Entries with page source code:

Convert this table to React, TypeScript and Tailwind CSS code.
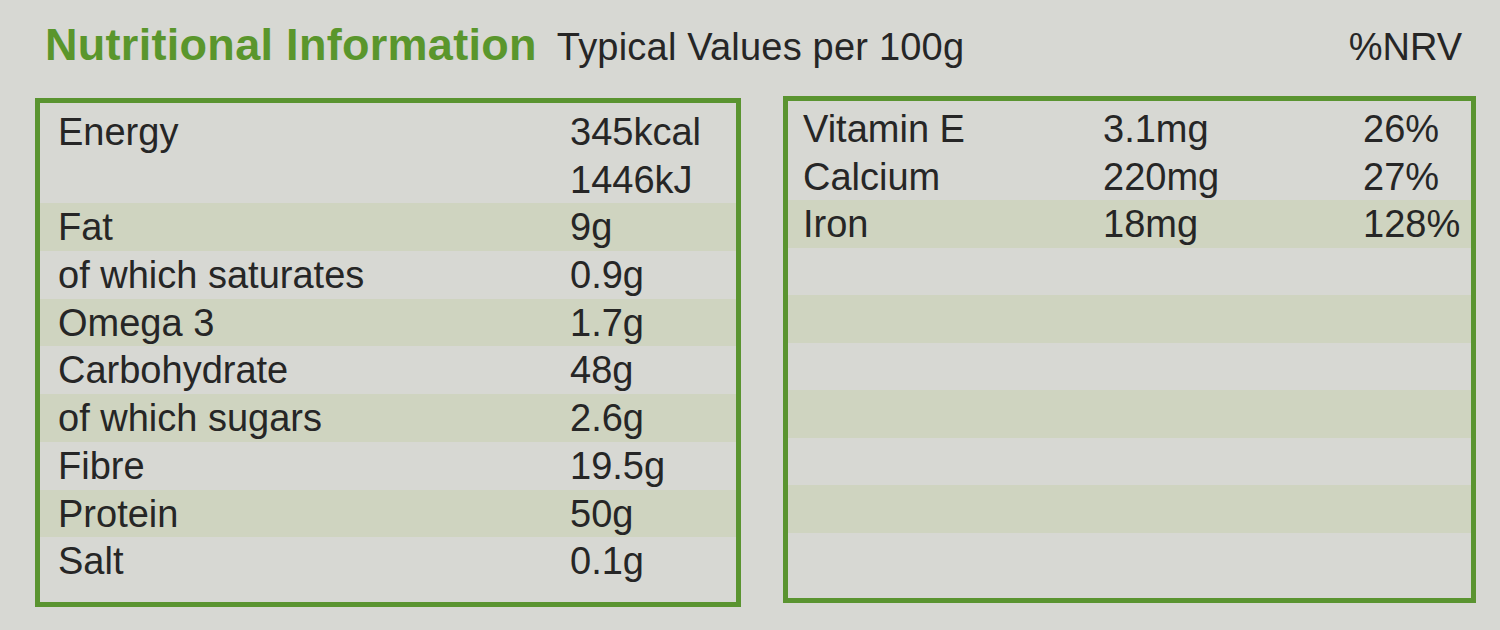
import React from 'react';

const left = [
  { label: 'Energy', value: '345kcal', tint: false },
  { label: '', value: '1446kJ', tint: false },
  { label: 'Fat', value: '9g', tint: true },
  { label: 'of which saturates', value: '0.9g', tint: false },
  { label: 'Omega 3', value: '1.7g', tint: true },
  { label: 'Carbohydrate', value: '48g', tint: false },
  { label: 'of which sugars', value: '2.6g', tint: true },
  { label: 'Fibre', value: '19.5g', tint: false },
  { label: 'Protein', value: '50g', tint: true },
  { label: 'Salt', value: '0.1g', tint: false },
];

const right = [
  { label: 'Vitamin E', value: '3.1mg', nrv: '26%' },
  { label: 'Calcium', value: '220mg', nrv: '27%' },
  { label: 'Iron', value: '18mg', nrv: '128%' },
  { label: '', value: '', nrv: '' },
  { label: '', value: '', nrv: '' },
  { label: '', value: '', nrv: '' },
  { label: '', value: '', nrv: '' },
  { label: '', value: '', nrv: '' },
  { label: '', value: '', nrv: '' },
  { label: '', value: '', nrv: '' },
];

export default function App() {
  return (
    <div className="w-[1500px] h-[630px] overflow-hidden bg-[#d7d8d3] text-[#262626] font-['Liberation_Sans',Arial,sans-serif]">
      {/* heading */}
      <div className="flex items-baseline h-[74px] pt-[19px] pl-[45px] pr-[38px]">
        <h1 className="text-[45px] leading-[52px] font-bold text-[#5a962c] tracking-[0.3px]">Nutritional Information</h1>
        <span className="ml-[20px] text-[38px] leading-[52px] tracking-[0.2px]">Typical Values per 100g</span>
        <span className="ml-auto text-[38px] leading-[52px]">%NRV</span>
      </div>

      <div className="flex items-start gap-[42px] pl-[35px] pt-[22px] text-[38px] leading-[48px]">
        {/* left table */}
        <div className="mt-[2px] w-[706px] h-[509px] border-[5px] border-[#5a9430] pt-[5px]">
          {left.map((r, i) => (
            <div key={i} className={`flex h-[47.7px] pl-[18px] ${r.tint ? 'bg-[#cfd4c0]' : ''}`}>
              <span className="w-[512px]">{r.label}</span>
              <span>{r.value}</span>
            </div>
          ))}
        </div>

        {/* right table */}
        <div className="w-[693px] h-[507px] border-[5px] border-[#5a9430] pt-[4px]">
          {right.map((r, i) => (
            <div key={i} className={`flex h-[47.5px] pl-[15px] ${i % 2 === 0 && i > 0 ? 'bg-[#cfd4c0]' : ''}`}>
              <span className="w-[300px]">{r.label}</span>
              <span className="w-[260px]">{r.value}</span>
              <span>{r.nrv}</span>
            </div>
          ))}
        </div>
      </div>
    </div>
  );
}
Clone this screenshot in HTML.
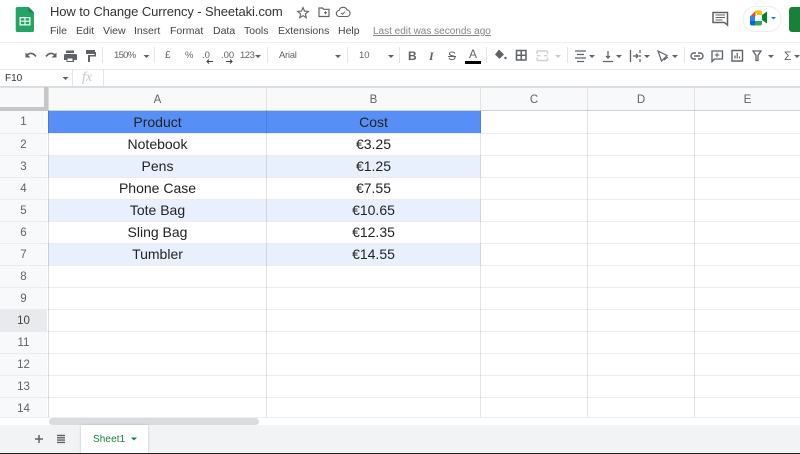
<!DOCTYPE html>
<html><head><meta charset="utf-8">
<style>
html,body{margin:0;padding:0;background:#fff}
#p{position:relative;width:800px;height:454px;overflow:hidden;background:#fff;font-family:"Liberation Sans",Arial,sans-serif;color:#3c4043;filter:blur(.35px)}
#p div{position:absolute;white-space:nowrap}
.m{top:25px;font-size:10.5px;line-height:13px;color:#444}
.t{top:50px;font-size:9.5px;line-height:12px;color:#5f6368}
.sep{top:47px;width:1px;height:16px;background:#e3e5e8}
.h{background:#f8f9fa;top:88px;height:22px;text-align:center;font-size:11.5px;line-height:24px;color:#5f6368}
.r{left:0;width:47px;text-align:center;font-size:11.5px;line-height:22px;height:21px;color:#5f6368;background:#f8f9fa}
.c{font-size:14px;line-height:22px;text-align:center;color:#222;height:22px}
.a{left:49px;width:217px}.b{left:267px;width:213px}
.hl{left:0;width:800px;height:1px;background:#ececec}
.vl{top:88px;width:1px;height:329px;background:rgba(0,0,0,.11)}
svg{position:absolute;left:0;top:0}
</style></head><body><div id="p">

<div style="left:50px;top:3px;font-size:13px;line-height:18px;color:#333;letter-spacing:-.1px">How to Change Currency - Sheetaki.com</div>
<div class="m" style="left:50px">File</div>
<div class="m" style="left:76px">Edit</div>
<div class="m" style="left:103px">View</div>
<div class="m" style="left:134px">Insert</div>
<div class="m" style="left:170px">Format</div>
<div class="m" style="left:213px">Data</div>
<div class="m" style="left:244px">Tools</div>
<div class="m" style="left:278px">Extensions</div>
<div class="m" style="left:338px">Help</div>
<div class="m" style="left:373px;font-size:10px;color:#80868b;text-decoration:underline">Last edit was seconds ago</div>

<div style="left:0;top:42px;width:800px;height:1px;background:#eef0f1"></div>
<div style="left:0;top:69px;width:800px;height:1px;background:#e6e8ea"></div>
<div style="left:0;top:86px;width:800px;height:1px;background:#dcdcdc"></div>

<div class="t" style="left:114px;letter-spacing:-.7px">150%</div>
<div class="t" style="left:165px;font-size:10px">£</div>
<div class="t" style="left:185px">%</div>
<div class="t" style="left:202px">.0</div>
<div class="t" style="left:221px">.00</div>
<div class="t" style="left:240px;letter-spacing:-.5px">123</div>
<div class="t" style="left:279px;letter-spacing:-.3px">Arial</div>
<div class="t" style="left:359px">10</div>
<div class="t" style="left:408px;font-weight:bold;font-size:12px;line-height:12px">B</div>
<div class="t" style="left:429px;font-style:italic;font-size:12px;line-height:12px;font-family:'Liberation Serif',serif;font-weight:bold">I</div>
<div class="t" style="left:448px;font-size:12px;text-decoration:line-through">S</div>
<div class="t" style="left:469px;top:48px;font-size:12px">A</div>
<div style="left:465px;top:61px;width:16px;height:3px;background:#000"></div>
<div class="t" style="left:784px;top:49px;font-size:12px;line-height:14px">Σ</div>

<div class="sep" style="left:102px"></div><div class="sep" style="left:154px"></div>
<div class="sep" style="left:267px"></div><div class="sep" style="left:347px"></div>
<div class="sep" style="left:399px"></div><div class="sep" style="left:486px"></div>
<div class="sep" style="left:567px"></div><div class="sep" style="left:684px"></div>

<div style="left:5px;top:72px;font-size:10px;line-height:13px;color:#333">F10</div>
<div style="left:72px;top:70px;width:1px;height:16px;background:#e6e6e6"></div>
<div style="left:103px;top:70px;width:1px;height:16px;background:#e6e6e6"></div>
<div style="left:82px;top:70px;font-family:'Liberation Serif',serif;font-style:italic;font-size:14px;line-height:16px;color:#c4c6c8">fx</div>

<!-- headers -->
<div class="h" style="left:0;top:87px;width:48px;height:23px"></div>
<div class="h" style="left:49px;width:217px">A</div>
<div class="h" style="left:267px;width:213px">B</div>
<div class="h" style="left:481px;width:106px">C</div>
<div class="h" style="left:588px;width:106px">D</div>
<div class="h" style="left:695px;width:105px">E</div>
<div style="left:0;top:87px;width:800px;height:1px;background:#e0e0e0"></div>
<div style="left:0;top:110px;width:800px;height:1px;background:#d0d0d0"></div>
<div style="left:44px;top:87px;width:4px;height:24px;background:#c6c6c6"></div>
<div style="left:0;top:107px;width:48px;height:4px;background:#c6c6c6"></div>

<!-- row headers -->
<div class="r" style="top:111px;height:22px">1</div>
<div class="r" style="top:134px">2</div>
<div class="r" style="top:156px">3</div>
<div class="r" style="top:178px">4</div>
<div class="r" style="top:200px">5</div>
<div class="r" style="top:222px">6</div>
<div class="r" style="top:244px">7</div>
<div class="r" style="top:266px">8</div>
<div class="r" style="top:288px">9</div>
<div class="r" style="top:310px;background:#e8eaed;color:#444">10</div>
<div class="r" style="top:332px">11</div>
<div class="r" style="top:354px">12</div>
<div class="r" style="top:376px">13</div>
<div class="r" style="top:398px;height:19px">14</div>

<!-- fills -->
<div style="left:48px;top:111px;width:433px;height:22px;background:#578ff7"></div>
<div style="left:48px;top:156px;width:433px;height:21px;background:#e8f0fd"></div>
<div style="left:48px;top:200px;width:433px;height:21px;background:#e8f0fd"></div>
<div style="left:48px;top:244px;width:433px;height:21px;background:#e8f0fd"></div>

<!-- grid -->
<div class="hl" style="top:133px"></div><div class="hl" style="top:155px"></div>
<div class="hl" style="top:177px"></div><div class="hl" style="top:199px"></div>
<div class="hl" style="top:221px"></div><div class="hl" style="top:243px"></div>
<div class="hl" style="top:265px"></div><div class="hl" style="top:287px"></div>
<div class="hl" style="top:309px"></div><div class="hl" style="top:331px"></div>
<div class="hl" style="top:353px"></div><div class="hl" style="top:375px"></div>
<div class="hl" style="top:397px"></div>
<div class="vl" style="left:48px;background:rgba(0,0,0,.14)"></div>
<div class="vl" style="left:266px"></div>
<div class="vl" style="left:480px"></div>
<div class="vl" style="left:587px"></div>
<div class="vl" style="left:694px"></div>

<!-- cells -->
<div class="c a" style="top:111px">Product</div><div class="c b" style="top:111px">Cost</div>
<div class="c a" style="top:133px">Notebook</div><div class="c b" style="top:133px">€3.25</div>
<div class="c a" style="top:155px">Pens</div><div class="c b" style="top:155px">€1.25</div>
<div class="c a" style="top:177px">Phone Case</div><div class="c b" style="top:177px">€7.55</div>
<div class="c a" style="top:199px">Tote Bag</div><div class="c b" style="top:199px">€10.65</div>
<div class="c a" style="top:221px">Sling Bag</div><div class="c b" style="top:221px">€12.35</div>
<div class="c a" style="top:243px">Tumbler</div><div class="c b" style="top:243px">€14.55</div>

<!-- bottom -->
<div style="left:0;top:417px;width:800px;height:8px;background:#fff;border-top:1px solid #eceff1;box-sizing:border-box"></div>
<div style="left:49px;top:418px;width:210px;height:7px;border-radius:4px;background:#dadce0"></div>
<div style="left:0;top:425px;width:800px;height:28px;background:#f1f3f4"></div>
<div style="left:0;top:453px;width:800px;height:1px;background:#222"></div>
<div style="left:81px;top:425px;width:67px;height:28px;background:#fff;box-shadow:0 0 2px rgba(60,64,67,.3)"></div>
<div style="left:93px;top:433px;font-size:10px;line-height:13px;color:#188038;letter-spacing:.1px">Sheet1</div>

<svg width="800" height="454" viewBox="0 0 800 454" fill="none">
  <!-- sheets logo -->
  <path d="M17.500 7h11l5.500 5.500v17.700a1.800 1.800 0 0 1-1.800 1.800H17.500a1.800 1.800 0 0 1-1.800-1.800V8.800A1.800 1.800 0 0 1 17.500 7z" fill="#23a566"/>
  <path d="M28.500 7l5.500 5.500h-3.700a1.800 1.800 0 0 1-1.800-1.800z" fill="#0f8a4f"/>
  <path d="M19.500 17h11v8.500h-11z M20.800 18.200v2.400h3.600v-2.400z M25.600 18.200v2.400h3.600v-2.400z M20.800 21.800v2.500h3.600v-2.500z M25.600 21.800v2.500h3.600v-2.500z" fill="#f1f8f4" fill-rule="evenodd"/>

  <!-- star -->
  <path d="M303 7.500l1.500 3.600 3.900.3-3 2.500.9 3.800-3.300-2-3.300 2 .9-3.800-3-2.500 3.900-.3z" stroke="#5f6368" stroke-width="1.100"/>
  <!-- folder -->
  <path d="M319 8h3.500l1.200 1.300h5.300v7.200h-10z" stroke="#5f6368" stroke-width="1.200"/>
  <path d="M324 12.800h3M325.500 11.300v3" stroke="#5f6368"/>
  <!-- cloud -->
  <path d="M343 16.500h-3.500a3 3 0 0 1-.4-6 4.200 4.200 0 0 1 7.900-.7 3.400 3.400 0 0 1 .4 6.700z" stroke="#5f6368" stroke-width="1.100"/>
  <path d="M341 13l1.500 1.300 2.500-2.600" stroke="#5f6368"/>

  <!-- comment -->
  <path d="M713 12.500h14.500v12.500l-3-2.500H713z" stroke="#5f6368" stroke-width="1.500"/>
  <path d="M715.500 15h9.500M715.500 17.500h9.500M715.500 20h7" stroke="#5f6368"/>

  <!-- meet pill -->
  <rect x="743" y="6.500" width="38" height="25" rx="12.500" fill="#fff" stroke="#eceef0"/>
  <path d="M750 16.500l4-4h1.500v4z" fill="#ea4335"/>
  <path d="M754 12.500l2-2h1v2z" fill="#ea4335"/>
  <path d="M750 16.500h5v4.500h-5z" fill="#2684fc"/>
  <path d="M750 21h5v4.500h-3a2 2 0 0 1-2-2z" fill="#0066da"/>
  <path d="M755 10.500h5a2 2 0 0 1 2 2v2.500h-5v-1.500h-2z" fill="#fbbc04"/>
  <path d="M755 21h7v2.500a2 2 0 0 1-2 2h-5z" fill="#34a853"/>
  <path d="M762 15l5-3.500v12l-5-3.500z" fill="#00832d"/>
  <path d="M771 17h5l-2.500 2.500z" fill="#1a73e8"/>
  <!-- green button -->
  <rect x="789" y="7" width="20" height="25" rx="3" fill="#188038"/>

  <!-- undo / redo -->
  <path d="M26 56c3-3.500 7-3.500 10 .5" stroke="#5f6368" stroke-width="1.600"/>
  <path d="M25.500 52.500v5h5z" fill="#5f6368"/>
  <path d="M56 56c-3-3.500-7-3.500-10 .5" stroke="#5f6368" stroke-width="1.600"/>
  <path d="M56.500 52.500v5h-5z" fill="#5f6368"/>
  <!-- print -->
  <path d="M66 50.500h8v2.500h-8z M65 54h10.500a1.500 1.500 0 0 1 1.500 1.500V60h-3v2h-7.500v-2H64v-4.500A1.500 1.500 0 0 1 65 54z" fill="#5f6368"/>
  <rect x="67.500" y="58.500" width="5" height="2.500" fill="#fff"/>
  <!-- paint format -->
  <path d="M86 50h9v4h-9z M94 52h2v4.500h-6V62h-2v-7h6.500z" fill="#5f6368"/>

  <!-- carets -->
  <g fill="#5f6368">
    <path d="M143.500 55h6l-3 3z"/><path d="M255 55h6l-3 3z"/><path d="M335 55h6l-3 3z"/>
    <path d="M388 55h6l-3 3z"/><path d="M589 55h6l-3 3z"/><path d="M616 55h6l-3 3z"/>
    <path d="M644 55h6l-3 3z"/><path d="M672 55h6l-3 3z"/><path d="M768 55h6l-3 3z"/>
    <path d="M794 55h6l-3 3z"/>
  </g>
  <path d="M555 55h6l-3 3z" fill="#c8cacc"/>
  <path d="M62.500 77h6l-3 3z" fill="#5f6368"/>

  <!-- decimal arrows -->
  <path d="M213 61.500h-6M209 59.500l-2 2 2 2" stroke="#444" stroke-width="1.100"/>
  <path d="M226 61.500h6M230 59.500l2 2-2 2" stroke="#444" stroke-width="1.100"/>

  <!-- fill colour -->
  <path d="M499 49.500l5 5-3.800 3.800a1 1 0 0 1-1.400 0L495 54.500z" fill="#5f6368"/>
  <circle cx="505.500" cy="58" r="1.200" fill="#5f6368"/>
  <!-- borders -->
  <path d="M516.500 50.500h9.500v9.500h-9.500z M516.500 55.250h9.500 M521.250 50.500v9.500" stroke="#5f6368" stroke-width="1.500"/>
  <!-- merge -->
  <path d="M537 51h10.500M537 60.500h10.500M537 51v3M547.500 51v3M537 57.500v3M547.500 57.500v3M537 55.700h3.500M544 55.700h3.500" stroke="#cfd1d3" stroke-width="1.400"/>
  <!-- align -->
  <path d="M575 51h11M577 54.500h7M575 58h11M577 61.500h7" stroke="#5f6368" stroke-width="1.300"/>
  <!-- valign -->
  <path d="M603 61.500h10M608 51v7M606 56l2 2.200 2-2.200" stroke="#5f6368" stroke-width="1.300"/>
  <!-- wrap -->
  <path d="M630.500 50v12M640 50v3M640 55v2M640 59v3M633 56h4.500M636 54l2 2-2 2" stroke="#5f6368" stroke-width="1.300"/>
  <!-- rotate -->
  <path d="M658 51l9 4.500-5.500 5.500zM664 60l4-3" stroke="#5f6368" stroke-width="1.200"/>
  <!-- link -->
  <path d="M696 53h-2a3 3 0 0 0 0 6h2M698 53h2a3 3 0 0 1 0 6h-2M694 56h6" stroke="#5f6368" stroke-width="1.400"/>
  <!-- comment add -->
  <path d="M712 51h10.500v8h-8l-2.500 2.500z" stroke="#5f6368" stroke-width="1.300"/>
  <path d="M717 52.800v4.500M714.800 55h4.500" stroke="#5f6368"/>
  <!-- chart -->
  <path d="M732 50.500h10.500v10.500H732z" stroke="#5f6368" stroke-width="1.400"/>
  <path d="M735 58.500v-3M737.200 58.500v-5.500M739.500 58.500v-2" stroke="#5f6368" stroke-width="1.200"/>
  <!-- filter -->
  <path d="M753 51h8l-3 4.500v5h-2v-5z" stroke="#5f6368" stroke-width="1.300"/>

  <!-- name box + tabs icons -->
  <path d="M35 439h8M39 435v8" stroke="#5f6368" stroke-width="1.500"/>
  <path d="M57 435.500h8M57 437.800h8M57 440.100h8M57 442.400h8" stroke="#5f6368" stroke-width="1.400"/>
  <path d="M131 437.500h6l-3 3z" fill="#188038"/>
</svg>
</div></body></html>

Goal: Pictures are not part of the copy. Write out only the lines from the one containing "Clone this screenshot in HTML." through the one containing "was seconds ago</div>", exactly as they stand, both included.

Finished exercise:
Clone this screenshot in HTML.
<!DOCTYPE html>
<html><head><meta charset="utf-8">
<style>
html,body{margin:0;padding:0;background:#fff}
#p{position:relative;width:800px;height:454px;overflow:hidden;background:#fff;font-family:"Liberation Sans",Arial,sans-serif;color:#3c4043;filter:blur(.35px)}
#p div{position:absolute;white-space:nowrap}
.m{top:25px;font-size:10.5px;line-height:13px;color:#444}
.t{top:50px;font-size:9.5px;line-height:12px;color:#5f6368}
.sep{top:47px;width:1px;height:16px;background:#e3e5e8}
.h{background:#f8f9fa;top:88px;height:22px;text-align:center;font-size:11.5px;line-height:24px;color:#5f6368}
.r{left:0;width:47px;text-align:center;font-size:11.5px;line-height:22px;height:21px;color:#5f6368;background:#f8f9fa}
.c{font-size:14px;line-height:22px;text-align:center;color:#222;height:22px}
.a{left:49px;width:217px}.b{left:267px;width:213px}
.hl{left:0;width:800px;height:1px;background:#ececec}
.vl{top:88px;width:1px;height:329px;background:rgba(0,0,0,.11)}
svg{position:absolute;left:0;top:0}
</style></head><body><div id="p">

<div style="left:50px;top:3px;font-size:13px;line-height:18px;color:#333;letter-spacing:-.1px">How to Change Currency - Sheetaki.com</div>
<div class="m" style="left:50px">File</div>
<div class="m" style="left:76px">Edit</div>
<div class="m" style="left:103px">View</div>
<div class="m" style="left:134px">Insert</div>
<div class="m" style="left:170px">Format</div>
<div class="m" style="left:213px">Data</div>
<div class="m" style="left:244px">Tools</div>
<div class="m" style="left:278px">Extensions</div>
<div class="m" style="left:338px">Help</div>
<div class="m" style="left:373px;font-size:10px;color:#80868b;text-decoration:underline">Last edit was seconds ago</div>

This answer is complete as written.